Born and raised in Inner Mongolia, Anqi Liu approaches the choor khuur not as a preserved cultural artifact, but as a living and continually transforming body. Through performance, electronics, spatial sound, moving image, installation, and extended duration, she brings the instrument into contact with contemporary technologies and architectures of listening.

The project asks what it means to encounter a sound whose history has been interrupted. What happens when an instrument survives, but the social world that once sustained its knowledge is being altered or erased? Can performance become more than representation? Can it become a form of reanimation, refusal, and shelter?

Within the work, the choor khuur is at once an instrument, an archive, a wounded body, and an unstable acoustic ecology. Its fragility is never treated as nostalgia. Instead, Liu allows its instability to generate new forms. Bow pressure, skin resonance, environmental noise, electronic feedback, amplification, and microtonal drift become materials through which cultural memory can be heard not as something fixed in the past, but as something actively struggling, mutating, and continuing in the present.

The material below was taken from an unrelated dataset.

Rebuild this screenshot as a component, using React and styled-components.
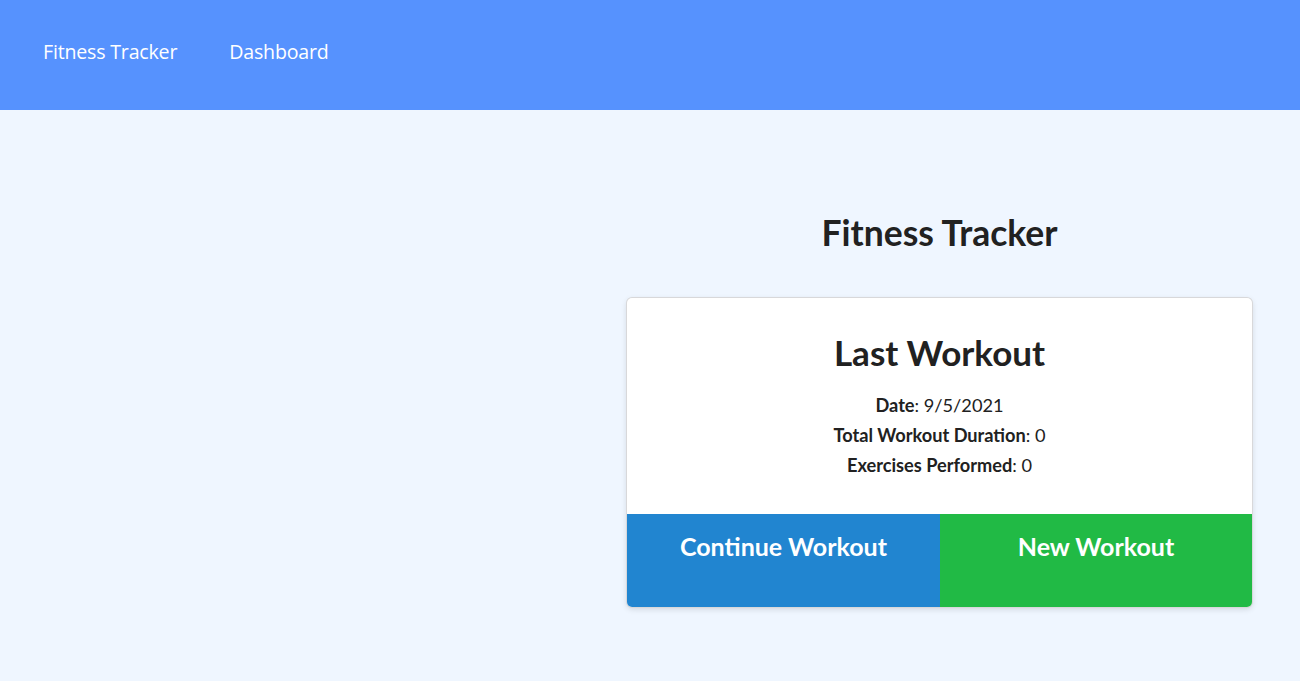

Each presentation is responsive to its site. In a gallery or museum, the project may unfold as a live performance, sound installation, audiovisual environment, durational activation, artist talk, or a combination of these forms. The architecture does not merely contain the work. It becomes part of the instrument, shaping how resonance moves, gathers, fractures, and disappears.

This is not a reconstruction of a lost tradition. It is a contemporary artistic practice formed at the threshold between inheritance and invention, intimacy and historical violence, disappearance and return.